+++ Given data +++
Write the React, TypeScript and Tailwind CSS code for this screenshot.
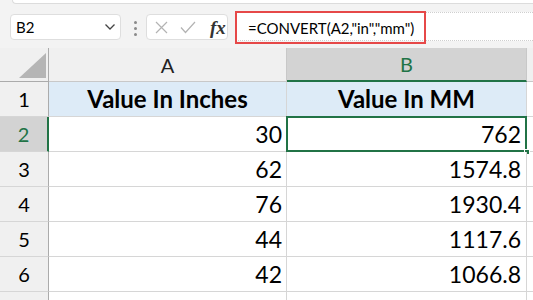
import React from 'react';

const rows: [string, string][] = [
  ['30', '762'],
  ['62', '1574.8'],
  ['76', '1930.4'],
  ['44', '1117.6'],
  ['42', '1066.8'],
];

const grid = 'border-r border-b border-[#d6d6d6]';

export default function App() {
  return (
    <div className="w-[533px] h-[300px] overflow-hidden bg-[#f3f3f3] font-['Lato',sans-serif] text-black">
      {/* ribbon bottom edge */}
      <div className="ml-[12px] h-[4px] bg-white border-b border-l border-[#dcdcdc] rounded-bl-[4px]" />

      {/* formula bar */}
      <div className="flex items-start h-[44px]">
        <div className="ml-[10px] mt-[10px] w-[111px] h-[26px] bg-white border border-[#dedede] rounded-[4px] flex items-center pl-[5px] pr-[4px]">
          <span className="text-[15px] leading-none">B2</span>
          <svg className="ml-auto" width="12" height="8" viewBox="0 0 12 8">
            <path d="M1.5 1.5 L6 6 L10.5 1.5" fill="none" stroke="#444" strokeWidth="1.3" />
          </svg>
        </div>
        <div className="ml-[13px] mt-[17px] flex flex-col gap-[3px]">
          <div className="w-[3px] h-[3px] rounded-full bg-[#8a8a8a]" />
          <div className="w-[3px] h-[3px] rounded-full bg-[#8a8a8a]" />
          <div className="w-[3px] h-[3px] rounded-full bg-[#8a8a8a]" />
        </div>
        <div className="ml-[9px] mt-[10px] w-[82px] h-[26px] bg-white border border-[#dedede] rounded-[4px] flex items-center pl-[8px]">
          <svg width="13" height="13" viewBox="0 0 13 13">
            <path d="M1 1 L12 12 M12 1 L1 12" stroke="#b3b3b3" strokeWidth="1.2" />
          </svg>
          <svg className="ml-[12px]" width="16" height="13" viewBox="0 0 16 13">
            <path d="M1 6.5 L5.5 11.5 L15 1" fill="none" stroke="#b3b3b3" strokeWidth="1.2" />
          </svg>
          <span className="ml-[14px] font-['Liberation_Serif',serif] italic text-[19px] leading-none font-semibold text-[#333]">fx</span>
        </div>
        <div className="relative ml-[8px] mt-[8px] flex-1 h-[29px] bg-white border-y border-dotted border-[#cfcfcf] flex items-center pl-[12px] pt-[3px]">
          <span className="text-[15px] leading-none">=CONVERT(A2,"in","mm")</span>
          <div className="absolute left-[-1px] top-[-2px] w-[191px] h-[33px] border-2 border-[#e64848]" />
        </div>
      </div>

      {/* sheet */}
      <div className="grid grid-cols-[49px_238px_240px_1fr] grid-rows-[34px_repeat(7,35px)]">
        <div className="bg-[#f0f0f0] border-r border-b border-[#ababab] relative">
          <svg className="absolute left-0 top-0" width="48" height="33" viewBox="0 0 48 33">
            <path d="M19 30 L46 5 L46 30 Z" fill="#b5b5b5" />
          </svg>
        </div>
        <div className="bg-[#f0f0f0] border-r border-b border-[#c8c8c8] flex items-center justify-center text-[20px] text-[#222]">A</div>
        <div className="bg-[#d3d3d3] border-r border-[#c8c8c8] border-b-2 border-b-[#217346] flex items-center justify-center text-[20px] text-[#217346]">B</div>
        <div className="bg-[#f0f0f0] border-b border-[#c8c8c8]" />

        {/* row 1 */}
        <div className="bg-[#f0f0f0] border-r border-b border-r-[#ababab] border-b-[#d6d6d6] flex items-center justify-center text-[20px]">1</div>
        <div className={`bg-[#ddebf7] ${grid} flex items-center justify-center font-bold text-[24px]`}>Value In Inches</div>
        <div className={`bg-[#ddebf7] ${grid} flex items-center justify-center font-bold text-[24px]`}>Value In MM</div>
        <div className="bg-white border-b border-[#d6d6d6]" />

        {rows.map(([a, b], i) => {
          const selected = i === 0;
          return (
            <React.Fragment key={i}>
              <div
                className={
                  selected
                    ? 'bg-[#d3d3d3] border-r-2 border-r-[#217346] border-b border-b-[#d6d6d6] flex items-center justify-center text-[20px] text-[#217346]'
                    : 'bg-[#f0f0f0] border-r border-b border-r-[#ababab] border-b-[#d6d6d6] flex items-center justify-center text-[20px]'
                }
              >
                {i + 2}
              </div>
              <div className={`bg-white ${grid} flex items-center justify-end pr-[4px] text-[23px]`}>{a}</div>
              <div className={`relative bg-white ${grid} flex items-center justify-end pr-[5px] text-[23px]`}>
                {b}
                {selected && (
                  <>
                    <div className="absolute left-[-1px] top-[-1px] right-[-1px] bottom-[-1px] border-2 border-[#217346]" />
                    <div className="absolute right-[-4px] bottom-[-4px] w-[6px] h-[6px] bg-[#217346] border border-white" />
                  </>
                )}
              </div>
              <div className="bg-white border-b border-[#d6d6d6]" />
            </React.Fragment>
          );
        })}

        {/* row 7 (cut off) */}
        <div className="bg-[#f0f0f0] border-r border-[#ababab]" />
        <div className="bg-white border-r border-[#d6d6d6]" />
        <div className="bg-white border-r border-[#d6d6d6]" />
        <div className="bg-white" />
      </div>
    </div>
  );
}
+++
* _Exercise_
Every line from the start of the listing above through the line with "h-[4px] bg-white border-b" should be repeated exactly; skip the pictures and add nothing else.

* _Exercise solution_
Write the React, TypeScript and Tailwind CSS code for this screenshot.
import React from 'react';

const rows: [string, string][] = [
  ['30', '762'],
  ['62', '1574.8'],
  ['76', '1930.4'],
  ['44', '1117.6'],
  ['42', '1066.8'],
];

const grid = 'border-r border-b border-[#d6d6d6]';

export default function App() {
  return (
    <div className="w-[533px] h-[300px] overflow-hidden bg-[#f3f3f3] font-['Lato',sans-serif] text-black">
      {/* ribbon bottom edge */}
      <div className="ml-[12px] h-[4px] bg-white border-b border-l border-[#dcdcdc] rounded-bl-[4px]" />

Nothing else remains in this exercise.